Purdue’s Kirsch is a multi-faceted threat
Matt Puglisi | Friday, September 30, 2005
There is no shortage of talent at the quarterback position in college football these days. The Irish defense can attest.
After battling gritty, versatile Tyler Palko in the season opener at Pittsburgh, Notre Dame was forced to challenge rising star Michigan quarterback Chad Henne, Michigan State’s multi-dimensional threat Drew Stanton and Washington’s inexperienced, yet talented, Isaiah Stanback in subsequent weeks.
With reigning Heisman trophy winning quarterback Matt Leinart coming to town Oct. 15, to say the Notre Dame defense will continue to have its hands full would be an understatement.
However, before the Irish can worry about subduing the projected No. 1 pick in the NFL draft in a couple of weeks, Purdue’s Brandon Kirsch stands in Notre Dame’s way.
Appearing in six total games last season, including a pair of starts in place of then-injured and current Chicago Bears quarterback Kyle Orton, Kirsch provided a glimpse of Purdue’s future at quarterback. He threw for 711 yards and seven touchdowns.
The senior has picked up right where one-time Heisman hopeful Orton left off this season, leading the Boilermakers to 115 points in the team’s first three games.
While his individual numbers don’t scream all-star – Kirsch has thrown for 638 yards and four touchdowns to go along with three interceptions – Notre Dame recognizes his passing statistics thus far don’t tell the whole story.
“He’s a talented guy, [he] can throw it, run it, they run a little of everything,” Irish cornerback Ambrose Wooden said. “We’re definitely going to have our hands full.”
Kirsch’s ability to captain a multi-faceted offense that couples a strong, wide-open passing attack with a unique option offense makes him particularly dangerous, a skill which defensive coordinator Rick Minter attributes to Purdue head coach Joe Tiller’s creativity on offense.
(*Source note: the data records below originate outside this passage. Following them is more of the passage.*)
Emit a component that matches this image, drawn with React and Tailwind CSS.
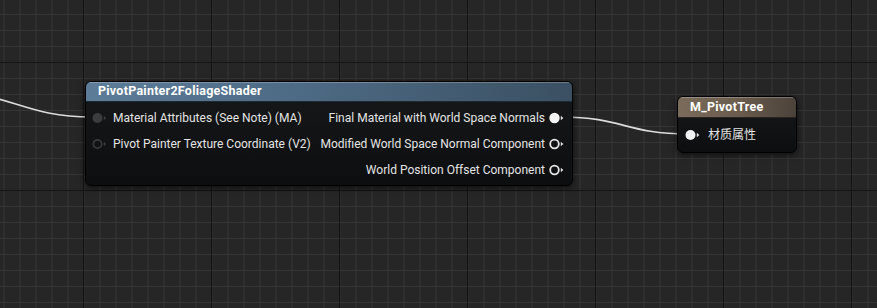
import React from "react";

const InPin = ({ filled, white }) => (
  <svg width="16" height="12" viewBox="0 0 16 12" className="shrink-0">
    {filled ? (
      <circle cx="5.5" cy="6" r="5" fill={white ? "#f2f2f2" : "#3c3c3c"} />
    ) : (
      <circle cx="5.5" cy="6" r="4.2" fill="none" stroke={white ? "#e8e8e8" : "#3a3a3a"} strokeWidth="1.7" />
    )}
    <path d="M11.8 3.8 L14.3 6 L11.8 8.2 Z" fill={white ? "#e8e8e8" : "#3a3a3a"} />
  </svg>
);

const OutPin = ({ filled }) => (
  <svg width="16" height="12" viewBox="0 0 16 12" className="shrink-0">
    {filled ? (
      <circle cx="5.5" cy="6" r="5.2" fill="#f4f4f4" />
    ) : (
      <circle cx="5.5" cy="6" r="4.3" fill="none" stroke="#e6e6e6" strokeWidth="1.8" />
    )}
    <path d="M11.8 3.8 L14.3 6 L11.8 8.2 Z" fill="#e6e6e6" />
  </svg>
);

const inputs = [
  { label: "Material Attributes (See Note) (MA)", filled: true },
  { label: "Pivot Painter Texture Coordinate (V2)", filled: false },
];

const outputs = [
  { label: "Final Material with World Space Normals", filled: true },
  { label: "Modified World Space Normal Component", filled: false },
  { label: "World Position Offset Component", filled: false },
];

export default function App() {
  return (
    <div
      className="relative w-[877px] h-[308px] overflow-hidden bg-[#262626] text-[12px] text-[#e4e4e4]"
      style={{ fontFamily: "Roboto, 'Noto Sans CJK SC', sans-serif" }}
    >
      <svg className="absolute inset-0" width="877" height="308">
        <defs>
          <pattern id="minor" x="3.5" y="14" width="16" height="16" patternUnits="userSpaceOnUse">
            <path d="M0 0.5 H16 M0.5 0 V16" stroke="#353535" strokeWidth="1" fill="none" />
          </pattern>
          <pattern id="major" x="83" y="62" width="128" height="128" patternUnits="userSpaceOnUse">
            <path d="M0 0.5 H128 M0.5 0 V128" stroke="#141414" strokeWidth="1.2" fill="none" />
          </pattern>
        </defs>
        <rect width="877" height="308" fill="url(#minor)" />
        <rect width="877" height="308" fill="url(#major)" />
        <path d="M-70 90 C 10 90, 20 117, 92 117" stroke="#dcdcdc" strokeWidth="1.6" fill="none" />
        <path d="M562 117 C 622 117, 626 134, 688 134" stroke="#dcdcdc" strokeWidth="1.6" fill="none" />
      </svg>

      {/* PivotPainter2FoliageShader node */}
      <div className="absolute left-[85px] top-[81px] w-[488px] rounded-[6px] border border-black bg-[linear-gradient(to_bottom,#161819,#0d0e0f)] shadow-[0_2px_6px_rgba(0,0,0,0.6)] overflow-hidden">
        <div className="h-[20px] flex items-center pl-[12px] bg-[linear-gradient(90deg,#5d7c98_0%,#4d6a84_45%,#3b5062_100%)] border-b border-[#1e2a33] shadow-[inset_0_1px_0_rgba(255,255,255,0.25)]">
          <span className="font-bold text-white text-[12.5px] tracking-[0.25px]">PivotPainter2FoliageShader</span>
        </div>
        <div className="flex justify-between pt-[3px] pb-[2px]">
          <div className="flex flex-col pl-[6px]">
            {inputs.map((p) => (
              <div key={p.label} className="h-[26px] flex items-center gap-[5px]">
                <InPin filled={p.filled} />
                <span>{p.label}</span>
              </div>
            ))}
          </div>
          <div className="flex flex-col items-end pr-[7px]">
            {outputs.map((p) => (
              <div key={p.label} className="h-[26px] flex items-center gap-[4px]">
                <span>{p.label}</span>
                <OutPin filled={p.filled} />
              </div>
            ))}
          </div>
        </div>
      </div>

      {/* M_PivotTree node */}
      <div className="absolute left-[677px] top-[96px] w-[120px] rounded-[6px] border border-black bg-[linear-gradient(to_bottom,#161819,#0d0e0f)] shadow-[0_2px_6px_rgba(0,0,0,0.6)] overflow-hidden">
        <div className="h-[21px] flex items-center pl-[12px] bg-[linear-gradient(90deg,#7a6b5a_0%,#6b5d4e_50%,#4b423a_100%)] border-b border-[#2a241e] shadow-[inset_0_1px_0_rgba(255,255,255,0.25)]">
          <span className="font-bold text-white text-[12.5px] tracking-[0.25px]">M_PivotTree</span>
        </div>
        <div className="h-[34px] flex items-center pl-[7px] gap-[7px]">
          <InPin filled white />
          <span>材质属性</span>
        </div>
      </div>
    </div>
  );
}
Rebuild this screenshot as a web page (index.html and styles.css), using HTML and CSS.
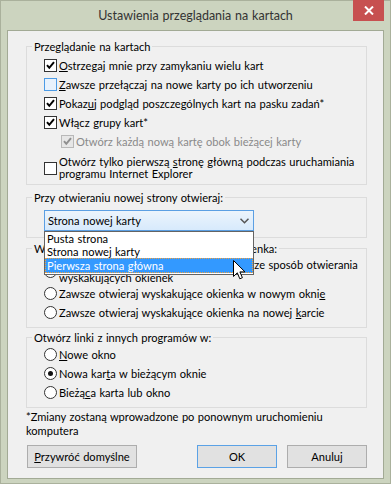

“[Kirsch is] a typical Purdue quarterback, a good quarterback,” Minter said. “You know he’s going to be well-schooled, well-coached and fundamentally sound. I’ve always had great respect for Purdue and Joe [Tiller], and the job they’ve done.”
For Minter, the continued success of the Boilermakers offense doesn’t come as much of a surprise.
“They’re always going to give you everything you can handle, from personnel to style,” Minter said. “It’s a system that has been in place a long time. They’ve tweaked it a little bit coming into the new year, but all in all, it’s hard to beat the success they’ve encountered in West Lafayette over the past eight or nine years since Joe’s been there.”
Combined with Kirsch’s natural quarterbacking talent, Purdue’s tendency to use a spread-out, open passing game – a trademark of Tiller’s offense – provides an effective foil to the new, option-based running attack.
“Purdue is one of several teams in college football that spread the field, they make you play in space,” defensive backs coach Bill Lewis said. “And I think that any time that happens, and you have the level of talent that they have at the quarterback, that puts as much strain on the defense as possible.”
Though he’s yet to find the end zone, receiver Dorien Bryant is Kirsch’s most dangerous option, leading the team with 18 catches for 247 yards
Receiver Kyle Ingraham (eight catches, 133 yards) and tight end Charles Davis (nine catches, 130 yards) round out Purdue’s top three receiving core targets.
After criticism concerning its “bend but not break” style of defense last week against Washington, the Irish secondary knows that while Purdue’s multi-dimensional attack may not be ideal for righting the pass defense ship, it’s nevertheless another chance to improve on the previous week.
“You just have to come out and play,” Wooden said. “Every week is a new opportunity to redeem yourself. We’ve got a big task in front of us.”